#### EXERCISE
Do any lines in the data below contain "styles"? If so, copy every one of them.

#### GIVEN INFORMATION
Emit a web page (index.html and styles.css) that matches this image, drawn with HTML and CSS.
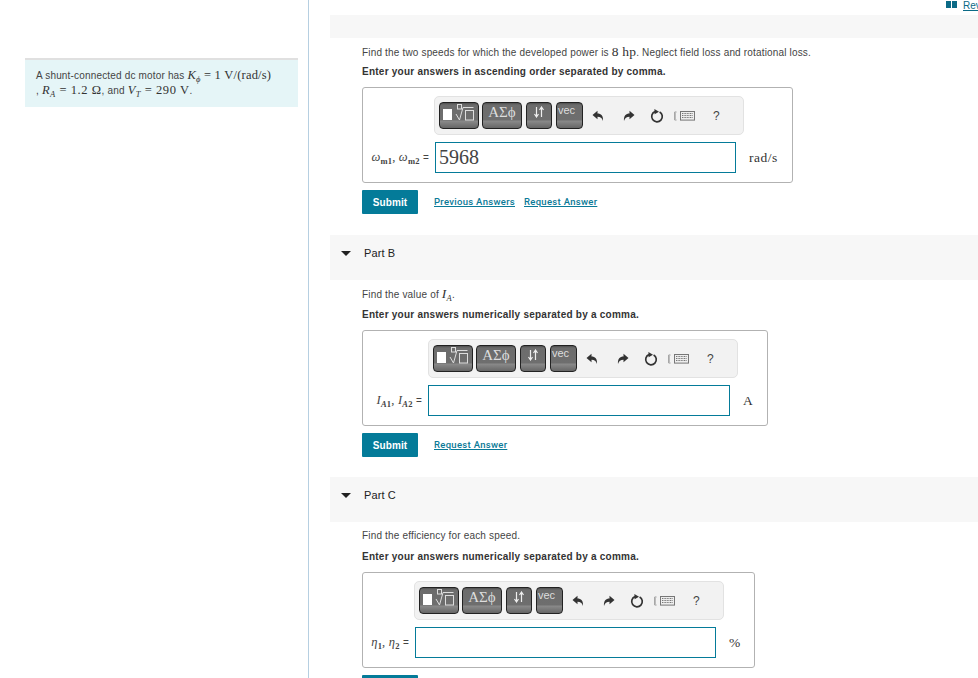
FILE: index.html
```html
<!DOCTYPE html>
<html lang="en">
<head>
<meta charset="utf-8">
<title>Shunt-connected dc motor</title>
<link rel="stylesheet" href="styles.css">
</head>
<body>
<svg class="defs" width="0" height="0" aria-hidden="true">
  <symbol id="i-undo" viewBox="0 0 12 12"><path d="M0.5 5 L5.5 0.8 V3.4 C9 3.4 11.5 5.6 11 11 C10 8 8.5 6.8 5.5 6.8 V9.2 Z" fill="#333"/></symbol>
  <symbol id="i-redo" viewBox="0 0 12 12"><path d="M11.5 5 L6.5 0.8 V3.4 C3 3.4 .5 5.6 1 11 C2 8 3.5 6.8 6.5 6.8 V9.2 Z" fill="#333"/></symbol>
  <symbol id="i-reset" viewBox="0 0 14 14"><path d="M5 2.6 A5.3 5.3 0 1 0 9.6 2.9" fill="none" stroke="#333" stroke-width="1.7"/><path d="M4.4 0 L9 2.7 L4.6 5.2 Z" fill="#333"/></symbol>
  <symbol id="i-keys" viewBox="0 0 21 10"><path d="M2.5 1 H.7 V9 H2.5 M0.7 3 H2 M.7 5 H2 M.7 7 H2" fill="none" stroke="#999" stroke-width="1"/><rect x="6.5" y=".5" width="14" height="8.6" fill="#eee" stroke="#777"/><path d="M8 2.5 H19 M8 4.5 H19 M8 6.5 H19" stroke="#777" stroke-width="1" stroke-dasharray="1 .6"/></symbol>
  <symbol id="i-radical" viewBox="0 0 38 25"><rect x="3" y="6" width="9" height="11" fill="#fff"/><rect x="17.5" y="1.5" width="4" height="4.5" fill="none" stroke="#ddd"/><path d="M16 11 L19.5 17 L23 4.5 H33.5" fill="none" stroke="#ddd"/><rect x="25.5" y="7.5" width="8" height="9.5" fill="none" stroke="#ddd"/></symbol>
  <symbol id="i-arrows" viewBox="0 0 12 12"><path d="M3.5 1 V10 M1.5 8 L3.5 11 L5.5 8 M8.5 11 V2 M6.5 4 L8.5 1 L10.5 4" fill="none" stroke="#eee" stroke-width="1.2"/></symbol>
</svg>

<div class="page">
  <aside class="side">
    <div class="info">A shunt-connected dc motor has <span class="m"><i>K</i><sub><i>ϕ</i></sub> = 1 V/(rad/s)</span> <span class="nb">, <span class="m wide"><i>R</i><sub><i>A</i></sub> = 1.2 Ω</span>,</span> and <span class="m wide"><i>V</i><sub><i>T</i></sub> = 290 V</span>.</div>
  </aside>

  <main class="main">
    <div class="topbar">
      <svg class="book" width="11" height="7" viewBox="0 0 11 7"><rect width="5" height="7" fill="#0b6a86"/><rect x="6" width="5" height="7" fill="#0b6a86"/></svg>
      <a class="review" href="#">Review</a>
    </div>

    <div class="band band-top"></div>
    <section class="body body-first">
      <p class="prompt">Find the two speeds for which the developed power is <span class="m big">8 hp</span>. Neglect field loss and rotational loss.</p>
      <p class="instr">Enter your answers in ascending order separated by comma.</p>
      <div class="box box-a">
        <div class="tools">
          <span class="btn w40"><svg width="38" height="25"><use href="#i-radical"/></svg></span>
          <span class="btn w40 greek">ΑΣϕ</span>
          <span class="btn w26"><svg width="12" height="12"><use href="#i-arrows"/></svg></span>
          <span class="btn w27 vec">vec</span>
          <span class="plain p1"><svg width="12" height="12"><use href="#i-undo"/></svg></span>
          <span class="plain p2"><svg width="12" height="12"><use href="#i-redo"/></svg></span>
          <span class="plain p3"><svg width="14" height="14"><use href="#i-reset"/></svg></span>
          <span class="plain p4"><svg width="21" height="10"><use href="#i-keys"/></svg></span>
          <span class="plain help">?</span>
        </div>
        <label class="lab m"><i>ω</i><sub>m1</sub>, <i>ω</i><sub>m2</sub> <span class="eq">=</span></label>
        <div class="field">5968</div>
        <span class="unit m">rad/s</span>
      </div>
      <div class="actions">
        <a class="submit" href="#">Submit</a>
        <a class="link" href="#">Previous Answers</a>
        <a class="link" href="#">Request Answer</a>
      </div>
    </section>

    <header class="band part"><span class="tri"></span><h2>Part B</h2></header>
    <section class="body">
      <p class="prompt">Find the value of <span class="m big"><i>I</i><sub><i>A</i></sub></span>.</p>
      <p class="instr">Enter your answers numerically separated by a comma.</p>
      <div class="box box-b">
        <div class="tools">
          <span class="btn w40"><svg width="38" height="25"><use href="#i-radical"/></svg></span>
          <span class="btn w40 greek">ΑΣϕ</span>
          <span class="btn w26"><svg width="12" height="12"><use href="#i-arrows"/></svg></span>
          <span class="btn w27 vec">vec</span>
          <span class="plain p1"><svg width="12" height="12"><use href="#i-undo"/></svg></span>
          <span class="plain p2"><svg width="12" height="12"><use href="#i-redo"/></svg></span>
          <span class="plain p3"><svg width="14" height="14"><use href="#i-reset"/></svg></span>
          <span class="plain p4"><svg width="21" height="10"><use href="#i-keys"/></svg></span>
          <span class="plain help">?</span>
        </div>
        <label class="lab m"><i>I</i><sub><i>A</i>1</sub>, <i>I</i><sub><i>A</i>2</sub> <span class="eq">=</span></label>
        <div class="field"></div>
        <span class="unit m">A</span>
      </div>
      <div class="actions">
        <a class="submit" href="#">Submit</a>
        <a class="link" href="#">Request Answer</a>
      </div>
    </section>

    <header class="band part"><span class="tri"></span><h2>Part C</h2></header>
    <section class="body">
      <p class="prompt">Find the efficiency for each speed.</p>
      <p class="instr">Enter your answers numerically separated by a comma.</p>
      <div class="box box-c">
        <div class="tools">
          <span class="btn w40"><svg width="38" height="25"><use href="#i-radical"/></svg></span>
          <span class="btn w40 greek">ΑΣϕ</span>
          <span class="btn w26"><svg width="12" height="12"><use href="#i-arrows"/></svg></span>
          <span class="btn w27 vec">vec</span>
          <span class="plain p1"><svg width="12" height="12"><use href="#i-undo"/></svg></span>
          <span class="plain p2"><svg width="12" height="12"><use href="#i-redo"/></svg></span>
          <span class="plain p3"><svg width="14" height="14"><use href="#i-reset"/></svg></span>
          <span class="plain p4"><svg width="21" height="10"><use href="#i-keys"/></svg></span>
          <span class="plain help">?</span>
        </div>
        <label class="lab m"><i>η</i><sub>1</sub>, <i>η</i><sub>2</sub> <span class="eq">=</span></label>
        <div class="field"></div>
        <span class="unit m">%</span>
      </div>
      <div class="actions">
        <a class="submit" href="#">Submit</a>
      </div>
    </section>
  </main>
</div>
</body>
</html>
```

FILE: styles.css
```css
* { box-sizing: border-box; }
html, body { margin: 0; padding: 0; height: 100%; overflow: hidden; background: #fff; }
body { font-family: "Liberation Sans", Arial, sans-serif; font-size: 10px; color: #333; }
.defs { display: block; height: 0; }
.page { display: flex; width: 978px; height: 678px; overflow: hidden; }

.side { flex: 0 0 309px; border-right: 1px solid #b6cfe1; padding: 58px 10px 0 25px; }
.info { height: 49px; background: #e5f5f7; border-top: 2px solid #e0e0e0; padding: 8px 11px 0; line-height: 15px; letter-spacing: .17px; color: #444; }
.nb { white-space: nowrap; }

.m { font-family: "Liberation Serif", "Times New Roman", serif; font-size: 12.5px; color: #333; letter-spacing: .2px; }
.m.wide { letter-spacing: .55px; }
.m sub { font-size: 8.5px; line-height: 0; vertical-align: -3px; }
.big { font-size: 13.5px; }

.main { flex: 1; min-width: 0; overflow: hidden; }
.topbar { display: flex; align-items: flex-start; gap: 6px; height: 15px; padding: 1px 0 0 637px; white-space: nowrap; }
.book { flex: none; }
.review { color: #0b6a86; font-size: 10px; line-height: 9px; text-decoration: underline; }

.band { background: #f7f7f7; margin-left: 21px; }
.band-top { height: 23px; }
.part { display: flex; align-items: flex-start; height: 45px; padding: 12px 0 0 11px; }
.part h2 { margin: 0 0 0 13px; font-size: 11px; line-height: 13px; font-weight: 400; color: #222; letter-spacing: .1px; }
.tri { width: 0; height: 0; margin-top: 4px; border-left: 5px solid transparent; border-right: 5px solid transparent; border-top: 5px solid #222; }

.body { padding: 0 0 20px 53px; }
.body-first { padding-bottom: 21px; }
.prompt { margin: 0; padding-top: 8px; height: 19px; line-height: 12px; letter-spacing: .17px; color: #444; white-space: nowrap; }
.instr { margin: 0; padding-top: 10px; height: 31px; line-height: 12px; font-weight: 700; letter-spacing: .24px; color: #333; white-space: nowrap; }
.body-first .instr { height: 30px; padding-top: 9px; }

.box { display: grid; width: max-content; height: 96px; border: 1px solid #b2b2b2; border-radius: 3px; column-gap: 6px; row-gap: 7px; grid-template-rows: 39px 31px; padding-top: 8px; align-items: center; }
.box-a { grid-template-columns: 59px 301px 45px; padding-left: 7px; padding-right: 5px; }
.box-b { grid-template-columns: 50px 302px 25px; padding-left: 9px; padding-right: 6px; }
.box-c { grid-template-columns: 38px 301px 25px; padding-left: 8px; padding-right: 7px; }
.box .unit { margin-left: 7px; white-space: nowrap; font-size: 13.5px; letter-spacing: .5px; }

.tools { grid-column: 2 / 4; display: flex; align-items: center; width: 310px; height: 39px; padding-left: 4px; background: #f2f2f2; border: 1px solid #e2e2e2; border-radius: 5px; }
.box-a .tools, .box-c .tools { margin-left: -1px; }
.btn { display: flex; justify-content: center; height: 27px; margin-right: 3px; color: #ddd; border: 1px solid #222; border-radius: 4px; background: linear-gradient(#4f4f4f 0, #6c6c6c 2px, #6e6e6e 17px, #8a8a8a 18px, #666 100%); overflow: hidden; }
.w40 { width: 40px; }
.w26 { width: 26px; margin-left: 1px; }
.w27 { width: 27px; margin-left: 1px; }
.greek { font-family: "Liberation Serif", serif; font-size: 15px; line-height: 19px; }
.vec { font-size: 11px; line-height: 14px; justify-content: flex-start; padding-left: 1px; }
.btn.w26 svg { margin-top: 3px; }
.plain { display: flex; align-items: center; justify-content: center; }
.p1 { margin-left: 6px; width: 12px; }
.p2 { margin-left: 19px; width: 12px; }
.p3 { margin-left: 15px; width: 14px; }
.p4 { margin-left: 10px; width: 21px; }
.help { margin-left: 18px; font-size: 12px; color: #444; }

.lab { white-space: nowrap; font-size: 12.5px; text-align: right; color: #444; letter-spacing: .2px; }
.lab sub { font-size: 8.5px; font-weight: 700; }
.eq { font-family: "Liberation Sans", sans-serif; font-size: 10px; }
.field { height: 31px; border: 1px solid #047b99; background: #fff; padding-left: 3px; font-family: "Liberation Serif", serif; font-size: 20px; line-height: 28px; color: #444; }

.actions { display: flex; align-items: center; height: 24px; margin-top: 7px; }
.submit { display: flex; align-items: center; justify-content: center; width: 56px; height: 24px; margin-right: 16px; background: #047b99; border-radius: 1px; color: #fff; font-size: 10px; font-weight: 700; letter-spacing: .1px; text-decoration: none; }
.link { margin: 0 9px 2px 0; font-family: Roboto, sans-serif; font-size: 9.5px; font-weight: 500; letter-spacing: .3px; color: #0b7a97; text-decoration: underline; }
```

#### REPLY TO THE TASK
Emit a web page (index.html and styles.css) that matches this image, drawn with HTML and CSS.
<link rel="stylesheet" href="styles.css">
FILE: styles.css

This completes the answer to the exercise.